» **INFORMATION PROVIDED**

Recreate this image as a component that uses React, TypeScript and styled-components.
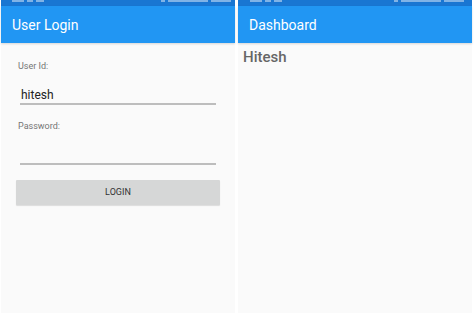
import React from 'react';
import styled, { createGlobalStyle } from 'styled-components';

const GlobalStyle = createGlobalStyle`
  html, body {
    margin: 0;
    padding: 0;
    background: #ffffff;
    font-family: Roboto, "Noto Sans", Arial, sans-serif;
  }
`;

const Screens = styled.div`
  display: flex;
  gap: 3px;
  padding: 0 1px;
  height: 313px;
`;

const Phone = styled.div`
  width: 234px;
  display: flex;
  flex-direction: column;
  background: #fafafa;
`;

const StatusBar = styled.div<{ $right?: boolean }>`
  height: 6px;
  background: #1976d2;
  display: flex;
  justify-content: space-between;
  align-items: flex-start;
  padding: ${(p) => (p.$right ? '0 8px 0 12px' : '0 4px 0 11px')};
`;

const StatusGroup = styled.div`
  display: flex;
  gap: 3px;
  height: 2px;
`;

const StatusBit = styled.span<{ $w: number }>`
  display: block;
  width: ${(p) => p.$w}px;
  height: 2px;
  background: rgba(255, 255, 255, 0.45);
`;

const AppBar = styled.div`
  height: 37px;
  background: #2196f3;
  color: #ffffff;
  font-size: 14px;
  display: flex;
  align-items: center;
  padding-left: 11px;
  box-shadow: 0 1px 2px rgba(0, 0, 0, 0.15);
`;

const Form = styled.div`
  display: flex;
  flex-direction: column;
  padding: 17px 15px 0 15px;
`;

const Label = styled.div`
  font-size: 9px;
  line-height: 12px;
  color: #757575;
  margin-left: 2px;
`;

const Input = styled.input`
  all: unset;
  display: block;
  margin: 15px 4px 15px 4px;
  height: 16px;
  line-height: 16px;
  font-size: 12px;
  color: #222222;
  padding-left: 1px;
  border-bottom: 2px solid #bdbdbd;
  font-family: inherit;
`;

const Button = styled.button`
  all: unset;
  height: 25px;
  background: #d6d7d7;
  color: #333333;
  font-size: 9px;
  font-family: inherit;
  text-align: center;
  line-height: 25px;
  box-shadow: 0 1px 1px rgba(0, 0, 0, 0.12);
  border-radius: 1px;
`;

const Name = styled.div`
  padding: 4px 5px 0;
  font-size: 15px;
  line-height: 20px;
  font-weight: 500;
  color: #666666;
`;

const Status = ({ right }: { right?: boolean }) => (
  <StatusBar $right={right}>
    <StatusGroup>
      <StatusBit $w={12} />
      <StatusBit $w={6} />
      <StatusBit $w={8} />
    </StatusGroup>
    <StatusGroup>
      <StatusBit $w={4} />
      <StatusBit $w={40} />
      <StatusBit $w={20} />
    </StatusGroup>
  </StatusBar>
);

export default function App() {
  return (
    <>
      <GlobalStyle />
      <Screens>
        <Phone>
          <Status />
          <AppBar>User Login</AppBar>
          <Form>
            <Label>User Id:</Label>
            <Input readOnly defaultValue="hitesh" />
            <Label>Password:</Label>
            <Input readOnly type="password" defaultValue="" />
            <Button>LOGIN</Button>
          </Form>
        </Phone>
        <Phone>
          <Status right />
          <AppBar>Dashboard</AppBar>
          <Name>Hitesh</Name>
        </Phone>
      </Screens>
    </>
  );
}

» **TO DO**
Exclude the images, then output the data above word for word.

» **FINISHED ANSWER**
Recreate this image as a component that uses React, TypeScript and styled-components.
import React from 'react';
import styled, { createGlobalStyle } from 'styled-components';

const GlobalStyle = createGlobalStyle`
  html, body {
    margin: 0;
    padding: 0;
    background: #ffffff;
    font-family: Roboto, "Noto Sans", Arial, sans-serif;
  }
`;

const Screens = styled.div`
  display: flex;
  gap: 3px;
  padding: 0 1px;
  height: 313px;
`;

const Phone = styled.div`
  width: 234px;
  display: flex;
  flex-direction: column;
  background: #fafafa;
`;

const StatusBar = styled.div<{ $right?: boolean }>`
  height: 6px;
  background: #1976d2;
  display: flex;
  justify-content: space-between;
  align-items: flex-start;
  padding: ${(p) => (p.$right ? '0 8px 0 12px' : '0 4px 0 11px')};
`;

const StatusGroup = styled.div`
  display: flex;
  gap: 3px;
  height: 2px;
`;

const StatusBit = styled.span<{ $w: number }>`
  display: block;
  width: ${(p) => p.$w}px;
  height: 2px;
  background: rgba(255, 255, 255, 0.45);
`;

const AppBar = styled.div`
  height: 37px;
  background: #2196f3;
  color: #ffffff;
  font-size: 14px;
  display: flex;
  align-items: center;
  padding-left: 11px;
  box-shadow: 0 1px 2px rgba(0, 0, 0, 0.15);
`;

const Form = styled.div`
  display: flex;
  flex-direction: column;
  padding: 17px 15px 0 15px;
`;

const Label = styled.div`
  font-size: 9px;
  line-height: 12px;
  color: #757575;
  margin-left: 2px;
`;

const Input = styled.input`
  all: unset;
  display: block;
  margin: 15px 4px 15px 4px;
  height: 16px;
  line-height: 16px;
  font-size: 12px;
  color: #222222;
  padding-left: 1px;
  border-bottom: 2px solid #bdbdbd;
  font-family: inherit;
`;

const Button = styled.button`
  all: unset;
  height: 25px;
  background: #d6d7d7;
  color: #333333;
  font-size: 9px;
  font-family: inherit;
  text-align: center;
  line-height: 25px;
  box-shadow: 0 1px 1px rgba(0, 0, 0, 0.12);
  border-radius: 1px;
`;

const Name = styled.div`
  padding: 4px 5px 0;
  font-size: 15px;
  line-height: 20px;
  font-weight: 500;
  color: #666666;
`;

const Status = ({ right }: { right?: boolean }) => (
  <StatusBar $right={right}>
    <StatusGroup>
      <StatusBit $w={12} />
      <StatusBit $w={6} />
      <StatusBit $w={8} />
    </StatusGroup>
    <StatusGroup>
      <StatusBit $w={4} />
      <StatusBit $w={40} />
      <StatusBit $w={20} />
    </StatusGroup>
  </StatusBar>
);

export default function App() {
  return (
    <>
      <GlobalStyle />
      <Screens>
        <Phone>
          <Status />
          <AppBar>User Login</AppBar>
          <Form>
            <Label>User Id:</Label>
            <Input readOnly defaultValue="hitesh" />
            <Label>Password:</Label>
            <Input readOnly type="password" defaultValue="" />
            <Button>LOGIN</Button>
          </Form>
        </Phone>
        <Phone>
          <Status right />
          <AppBar>Dashboard</AppBar>
          <Name>Hitesh</Name>
        </Phone>
      </Screens>
    </>
  );
}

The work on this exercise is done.